Some industry advocates are now hoping that the narrative coming out of the SVB failure focuses on faults at the Fed and other elements of bank regulation that were eased under the Trump administration.
“I’m sure somebody will find a way to say that this means that [global systemically important banks] should hold more capital, but it’s pretty hard to see that right now,” said one industry representative granted anonymity to talk candidly about the fallout. “Politics will find a way but the cogent argument is on the other side.”
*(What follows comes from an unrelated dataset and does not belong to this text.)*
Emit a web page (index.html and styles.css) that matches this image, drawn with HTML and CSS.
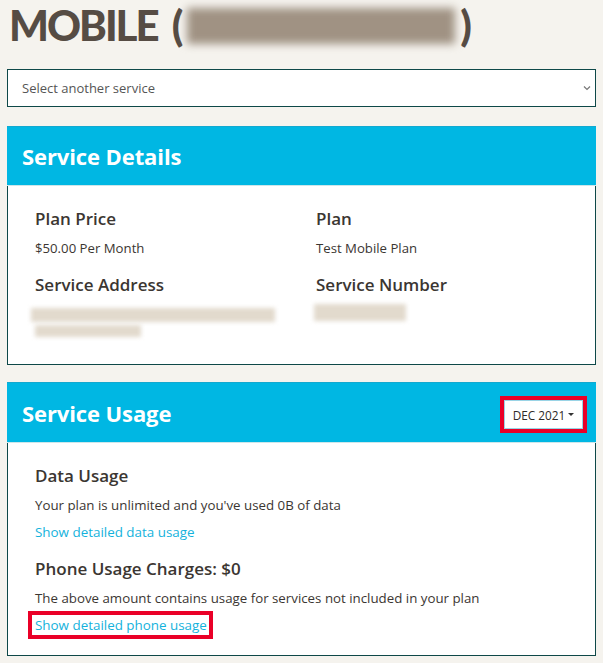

A spokesperson for Scott said that what’s happening with Silicon Valley Bank “highlights why we cannot have a one-size-fits-all approach” to bank capital and that regulators must “appropriately supervise banks to ensure capital levels are tailored to corresponding risks.”
To be sure, the Fed is facing growing scrutiny of how it supervised SVB and what it might have missed in ongoing oversight by bank examiners, beyond specific rules. SVB was regulated by officials from the Federal Reserve Board of Governors in Washington as well as the regional Federal Reserve Bank of San Francisco.
Tarullo, who led Fed regulatory efforts after the 2008 crisis, said he has been worried about the central bank’s supervision of the industry “for quite a while.” His Trump-appointed successor and Barr’s predecessor, Randal Quarles, advocated for a lighter supervisory touch.
“There’s clearly a supervisory gap there, and for me the question is, does the gap originate at the on-the-ground supervisors, or does it originate in the instructions they were operating under?” Tarullo said. “Did the supervisors feel inhibited?”
“What’s really at issue here isn’t the rules,” said Federal Financial Analytics managing partner Karen Petrou, who advises bankers and others on policy. “It’s how they were enforced by supervisors clearly asleep at the wheel because they thought they had a safe, self-driving car.”
Victoria Guida and Sam Sutton contributed to this report.